* [TASK BRIEF] Copy out every line in which the string "TypeScript" occurs.

(Front-end source files)
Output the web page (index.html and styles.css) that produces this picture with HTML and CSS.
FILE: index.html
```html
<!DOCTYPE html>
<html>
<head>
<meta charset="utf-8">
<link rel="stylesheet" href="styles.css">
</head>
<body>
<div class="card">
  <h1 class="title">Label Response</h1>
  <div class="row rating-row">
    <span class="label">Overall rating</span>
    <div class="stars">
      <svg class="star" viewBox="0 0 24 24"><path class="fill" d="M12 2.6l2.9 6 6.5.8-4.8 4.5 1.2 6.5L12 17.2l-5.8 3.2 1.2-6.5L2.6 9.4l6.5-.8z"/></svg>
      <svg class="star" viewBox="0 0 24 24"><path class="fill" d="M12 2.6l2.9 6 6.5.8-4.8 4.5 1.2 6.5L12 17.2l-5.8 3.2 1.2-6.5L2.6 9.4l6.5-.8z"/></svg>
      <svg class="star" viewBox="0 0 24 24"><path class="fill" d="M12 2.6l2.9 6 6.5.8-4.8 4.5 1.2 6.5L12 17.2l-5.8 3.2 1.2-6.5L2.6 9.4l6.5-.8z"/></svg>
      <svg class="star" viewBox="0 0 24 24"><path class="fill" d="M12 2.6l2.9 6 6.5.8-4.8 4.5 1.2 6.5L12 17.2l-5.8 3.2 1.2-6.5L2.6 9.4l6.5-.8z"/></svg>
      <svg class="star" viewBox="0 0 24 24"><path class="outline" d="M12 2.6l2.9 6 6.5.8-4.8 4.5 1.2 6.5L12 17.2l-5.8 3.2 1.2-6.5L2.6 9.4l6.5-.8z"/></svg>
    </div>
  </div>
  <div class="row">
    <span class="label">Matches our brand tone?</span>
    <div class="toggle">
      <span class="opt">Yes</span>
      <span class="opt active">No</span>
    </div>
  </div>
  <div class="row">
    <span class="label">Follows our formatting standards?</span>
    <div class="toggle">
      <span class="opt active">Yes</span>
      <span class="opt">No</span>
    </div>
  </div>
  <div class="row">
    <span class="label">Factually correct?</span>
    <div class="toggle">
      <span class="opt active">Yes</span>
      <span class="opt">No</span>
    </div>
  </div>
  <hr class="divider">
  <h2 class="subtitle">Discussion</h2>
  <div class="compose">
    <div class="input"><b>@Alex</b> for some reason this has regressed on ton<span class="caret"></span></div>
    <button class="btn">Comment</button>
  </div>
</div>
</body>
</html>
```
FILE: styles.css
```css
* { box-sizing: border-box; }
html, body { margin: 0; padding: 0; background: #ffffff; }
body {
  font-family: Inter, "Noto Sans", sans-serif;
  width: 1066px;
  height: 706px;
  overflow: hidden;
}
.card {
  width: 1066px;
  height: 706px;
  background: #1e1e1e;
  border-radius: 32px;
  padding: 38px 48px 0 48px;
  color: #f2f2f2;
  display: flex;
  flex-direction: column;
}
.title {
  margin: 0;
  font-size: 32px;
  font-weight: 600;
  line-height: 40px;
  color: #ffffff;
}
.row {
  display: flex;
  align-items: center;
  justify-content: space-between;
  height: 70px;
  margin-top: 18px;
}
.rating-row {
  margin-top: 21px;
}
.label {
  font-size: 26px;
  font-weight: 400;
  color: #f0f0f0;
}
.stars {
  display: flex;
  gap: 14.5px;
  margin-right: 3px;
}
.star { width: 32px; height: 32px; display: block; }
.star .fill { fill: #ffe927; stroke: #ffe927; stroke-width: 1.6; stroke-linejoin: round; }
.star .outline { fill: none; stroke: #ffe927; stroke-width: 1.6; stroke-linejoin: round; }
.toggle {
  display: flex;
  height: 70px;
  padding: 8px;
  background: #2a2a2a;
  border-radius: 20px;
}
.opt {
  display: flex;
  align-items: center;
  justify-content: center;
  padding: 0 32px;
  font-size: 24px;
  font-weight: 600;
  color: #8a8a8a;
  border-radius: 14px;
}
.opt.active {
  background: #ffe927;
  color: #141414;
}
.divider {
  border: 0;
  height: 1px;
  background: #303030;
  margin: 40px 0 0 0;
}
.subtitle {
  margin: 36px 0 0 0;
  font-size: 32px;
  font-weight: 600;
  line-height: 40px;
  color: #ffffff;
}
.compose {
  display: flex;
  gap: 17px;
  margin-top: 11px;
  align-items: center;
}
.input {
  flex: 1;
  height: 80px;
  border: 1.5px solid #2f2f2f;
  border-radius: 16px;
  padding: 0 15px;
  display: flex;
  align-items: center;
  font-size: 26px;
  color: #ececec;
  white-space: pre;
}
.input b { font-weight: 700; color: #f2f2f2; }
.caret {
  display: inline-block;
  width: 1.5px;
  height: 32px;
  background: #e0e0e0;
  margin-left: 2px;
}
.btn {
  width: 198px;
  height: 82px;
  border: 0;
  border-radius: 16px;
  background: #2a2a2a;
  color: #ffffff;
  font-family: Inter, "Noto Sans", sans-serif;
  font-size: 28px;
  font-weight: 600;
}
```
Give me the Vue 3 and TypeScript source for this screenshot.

--

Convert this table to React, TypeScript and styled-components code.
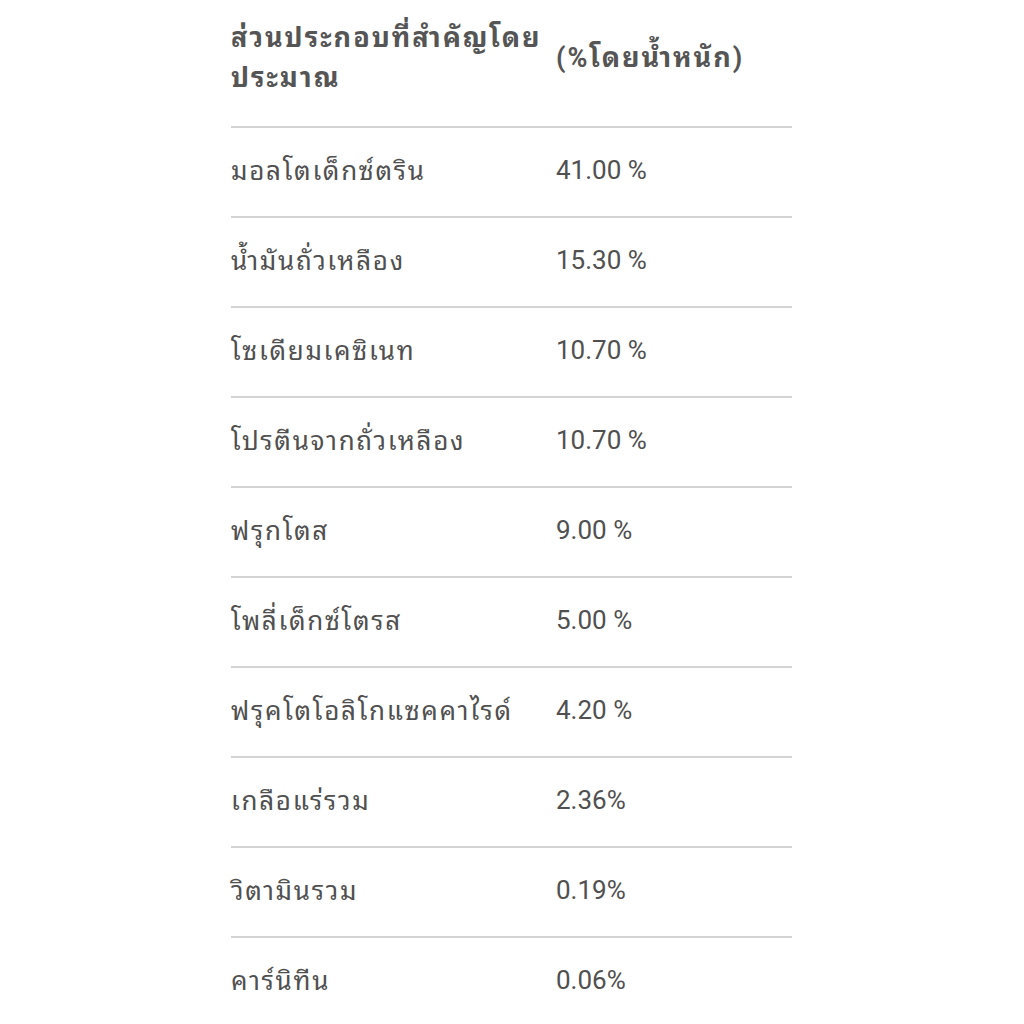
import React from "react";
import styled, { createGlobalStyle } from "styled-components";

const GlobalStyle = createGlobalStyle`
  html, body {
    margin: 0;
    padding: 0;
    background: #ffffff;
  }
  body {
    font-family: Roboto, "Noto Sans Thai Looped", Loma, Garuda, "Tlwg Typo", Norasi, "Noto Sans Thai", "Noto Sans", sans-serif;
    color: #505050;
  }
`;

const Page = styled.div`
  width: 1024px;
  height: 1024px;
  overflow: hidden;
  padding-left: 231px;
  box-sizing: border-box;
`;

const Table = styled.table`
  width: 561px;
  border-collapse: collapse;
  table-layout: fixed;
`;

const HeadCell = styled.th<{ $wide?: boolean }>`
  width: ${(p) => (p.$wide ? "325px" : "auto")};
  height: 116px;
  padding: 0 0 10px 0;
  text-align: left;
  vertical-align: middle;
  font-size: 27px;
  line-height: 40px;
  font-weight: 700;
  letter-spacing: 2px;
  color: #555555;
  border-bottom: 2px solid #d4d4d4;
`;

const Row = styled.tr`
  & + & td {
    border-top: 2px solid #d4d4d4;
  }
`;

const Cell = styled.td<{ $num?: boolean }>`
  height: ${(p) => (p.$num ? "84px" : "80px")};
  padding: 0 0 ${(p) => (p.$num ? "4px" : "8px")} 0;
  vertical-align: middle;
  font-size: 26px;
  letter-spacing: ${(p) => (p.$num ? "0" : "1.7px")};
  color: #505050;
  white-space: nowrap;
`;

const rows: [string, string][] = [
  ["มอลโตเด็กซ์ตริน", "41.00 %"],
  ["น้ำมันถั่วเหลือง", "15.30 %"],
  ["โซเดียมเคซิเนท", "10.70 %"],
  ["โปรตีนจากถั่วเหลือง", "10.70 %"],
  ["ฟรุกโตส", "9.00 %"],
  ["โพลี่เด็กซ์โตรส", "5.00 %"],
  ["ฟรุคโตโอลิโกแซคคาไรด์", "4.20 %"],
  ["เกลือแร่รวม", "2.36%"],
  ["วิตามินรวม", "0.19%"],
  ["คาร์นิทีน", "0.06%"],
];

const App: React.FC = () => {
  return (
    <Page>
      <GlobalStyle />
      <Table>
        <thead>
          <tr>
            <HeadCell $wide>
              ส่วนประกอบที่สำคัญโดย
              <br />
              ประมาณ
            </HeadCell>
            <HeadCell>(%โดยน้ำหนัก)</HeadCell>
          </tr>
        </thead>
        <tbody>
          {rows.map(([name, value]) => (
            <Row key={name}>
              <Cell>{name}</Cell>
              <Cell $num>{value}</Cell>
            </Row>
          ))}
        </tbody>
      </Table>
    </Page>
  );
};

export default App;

...

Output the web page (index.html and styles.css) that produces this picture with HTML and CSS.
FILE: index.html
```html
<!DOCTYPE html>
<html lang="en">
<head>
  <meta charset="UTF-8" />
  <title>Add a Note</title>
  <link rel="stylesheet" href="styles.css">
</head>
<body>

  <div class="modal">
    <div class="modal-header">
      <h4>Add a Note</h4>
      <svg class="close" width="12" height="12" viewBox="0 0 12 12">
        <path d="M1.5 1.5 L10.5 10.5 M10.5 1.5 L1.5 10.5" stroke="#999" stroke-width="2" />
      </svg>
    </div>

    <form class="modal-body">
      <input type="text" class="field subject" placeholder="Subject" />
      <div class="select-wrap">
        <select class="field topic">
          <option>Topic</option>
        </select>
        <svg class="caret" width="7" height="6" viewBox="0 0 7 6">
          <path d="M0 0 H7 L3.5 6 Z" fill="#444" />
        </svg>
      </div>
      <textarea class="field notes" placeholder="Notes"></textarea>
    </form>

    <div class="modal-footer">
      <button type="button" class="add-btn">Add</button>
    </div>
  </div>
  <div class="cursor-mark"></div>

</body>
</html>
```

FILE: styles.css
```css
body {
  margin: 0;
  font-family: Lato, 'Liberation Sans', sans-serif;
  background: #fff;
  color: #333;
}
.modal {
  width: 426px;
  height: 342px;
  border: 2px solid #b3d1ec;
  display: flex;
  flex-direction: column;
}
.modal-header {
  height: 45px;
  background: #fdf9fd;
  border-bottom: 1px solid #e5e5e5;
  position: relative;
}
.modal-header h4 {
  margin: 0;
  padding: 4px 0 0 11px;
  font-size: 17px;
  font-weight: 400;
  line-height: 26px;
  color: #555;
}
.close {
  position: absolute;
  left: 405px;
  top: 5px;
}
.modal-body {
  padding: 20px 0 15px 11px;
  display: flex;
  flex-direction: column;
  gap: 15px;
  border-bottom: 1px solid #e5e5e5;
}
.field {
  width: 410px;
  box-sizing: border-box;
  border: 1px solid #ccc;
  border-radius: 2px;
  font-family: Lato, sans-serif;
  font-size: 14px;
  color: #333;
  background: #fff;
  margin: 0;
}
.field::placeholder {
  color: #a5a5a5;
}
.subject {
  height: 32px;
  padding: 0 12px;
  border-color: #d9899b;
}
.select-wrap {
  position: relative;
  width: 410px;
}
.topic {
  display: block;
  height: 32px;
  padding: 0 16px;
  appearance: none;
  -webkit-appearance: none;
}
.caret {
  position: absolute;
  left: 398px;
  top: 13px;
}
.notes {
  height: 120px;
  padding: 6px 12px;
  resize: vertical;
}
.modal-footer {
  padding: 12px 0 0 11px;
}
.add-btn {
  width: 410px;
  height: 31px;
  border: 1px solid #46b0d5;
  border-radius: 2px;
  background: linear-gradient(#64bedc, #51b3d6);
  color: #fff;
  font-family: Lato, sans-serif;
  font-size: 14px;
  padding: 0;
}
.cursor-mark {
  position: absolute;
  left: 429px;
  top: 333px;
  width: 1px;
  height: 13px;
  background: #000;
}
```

* [RESULT OF THE TASK]
Give me the Vue 3 and TypeScript source for this screenshot.
Convert this table to React, TypeScript and styled-components code.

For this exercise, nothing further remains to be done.